# Screwhead Pops with sheetrock tight to Wall



## Stomp67770 (Jan 25, 2015)

During the final touchups of the last couple houses we've done, I have noticed that the spackle has been raised on almost all screwheads although the sheetrock is still very tight to the studs.

We do use drywall glue, so I was wondering whether it was maybe the glue causing this or possibly the lumber drying that is causing these screwhead pops.

Thanks for any help.


----------



## thefinisher (Sep 2, 2011)

Stomp67770 said:


> During the final touchups of the last couple houses we've done, I have noticed that the spackle has been raised on almost all screwheads although the sheetrock is still very tight to the studs.
> 
> We do use drywall glue, so I was wondering whether it was maybe the glue causing this or possibly the lumber drying that is causing these screwhead pops.
> 
> Thanks for any help.


Drywall is tight due to glue But the lumber is shrinking which pushes the screws out a bit. Need to use little to no screws in the field and try not to screw through the glue so much.


----------



## cracker (Nov 3, 2013)

Wood always shrinks around a metal fastener, so drywall gets pulled in with glue..however the screw pushes out. The screw really does not push out...it stays in the same place. The best example of this is deck boards that get wet then dry. When wet and plump nail/screw flush or sunk in, and when dry the fastener is sticking up.


----------



## cracker (Nov 3, 2013)

Shrinking wood does not take the fastener with it, but shrinking wood does take the glued drywall. That is what i was trying to say


----------



## fr8train (Jan 20, 2008)

Could be a bit of both. How long did the job(s) sit in between the hanging and finishing? The glue may not have been completely cured, as it cures it sucks the board in even tighter. If the lumber was wet or wasn't acclimated, no surprise this time of year. You may have been hit with a dbl whammy.


----------



## fr8train (Jan 20, 2008)

Also, is this before of after prime/paint?


----------



## kcmudderman (Dec 22, 2014)

Check out my thread above yours, same problem here. Good article on what's happening I believe


----------



## thefinisher (Sep 2, 2011)

fr8train said:


> Also, is this before of after prime/paint?

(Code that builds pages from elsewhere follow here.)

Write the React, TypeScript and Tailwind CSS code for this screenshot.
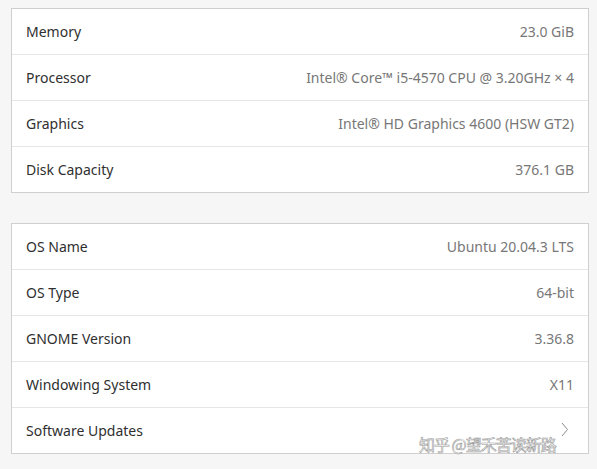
import { ReactNode } from "react";

type Row = { label: string; value?: ReactNode };

const hardware: Row[] = [
  { label: "Memory", value: "23.0 GiB" },
  { label: "Processor", value: "Intel® Core™ i5-4570 CPU @ 3.20GHz × 4" },
  { label: "Graphics", value: "Intel® HD Graphics 4600 (HSW GT2)" },
  { label: "Disk Capacity", value: "376.1 GB" },
];

const system: Row[] = [
  { label: "OS Name", value: "Ubuntu 20.04.3 LTS" },
  { label: "OS Type", value: "64-bit" },
  { label: "GNOME Version", value: "3.36.8" },
  { label: "Windowing System", value: "X11" },
];

function InfoRow({ label, value }: Row) {
  return (
    <div className="box-content flex h-[45px] items-center justify-between px-[14px]">
      <span className="text-[14px] text-[#2f2f2f]">{label}</span>
      <span className="text-[14px] text-[#777777]">{value}</span>
    </div>
  );
}

function Card({ children }: { children: ReactNode }) {
  return (
    <div className="ml-[11px] w-[578px] divide-y divide-[#e6e6e6] border border-[#cfcfcf] bg-white">
      {children}
    </div>
  );
}

export default function App() {
  return (
    <div
      className="relative h-[469px] w-[597px] overflow-hidden bg-[#f6f6f6] pt-[8px]"
      style={{ fontFamily: '"Noto Sans", "Open Sans", sans-serif' }}
    >
      <Card>
        {hardware.map((r) => (
          <InfoRow key={r.label} {...r} />
        ))}
      </Card>

      <div className="mt-[30px]">
        <Card>
          {system.map((r) => (
            <InfoRow key={r.label} {...r} />
          ))}
          <div className="box-content flex h-[45px] items-center justify-between px-[14px]">
            <span className="text-[14px] text-[#2f2f2f]">Software Updates</span>
            <svg width="8" height="15" viewBox="0 0 8 15" className="-mt-[3px] mr-[5px]">
              <path d="M1 1 L6.5 7.5 L1 14" fill="none" stroke="#8a8a8a" strokeWidth="1" />
            </svg>
          </div>
        </Card>
      </div>

      {/* watermark */}
      <div
        className="absolute left-[419px] top-[435px] whitespace-nowrap text-[16px] leading-[18px] tracking-[-1px] text-white [-webkit-text-stroke:0.6px_#9a9a9a]"
        style={{ fontFamily: '"Noto Sans CJK SC", sans-serif' }}
      >
        知乎 @望禾苦读新路
      </div>
    </div>
  );
}
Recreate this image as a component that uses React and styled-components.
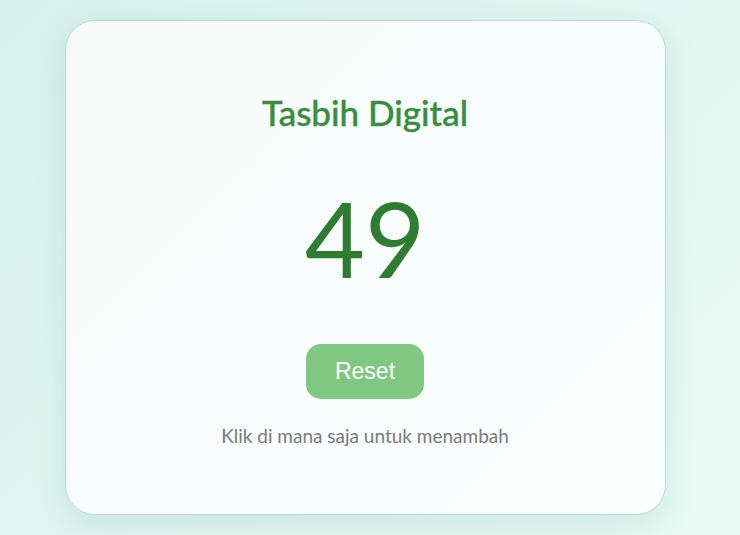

Don't know if this is where you were going but I have seen primer sprayed way too heavy cause serious issues before. It will swell the mud up and cause "pops" as well. Little screws aren't very tolerant 

Anybody ever cover the screw head with say a piece of fibafuse? Has my wheels turning


----------



## fr8train (Jan 20, 2008)

That's exactly where I was going


----------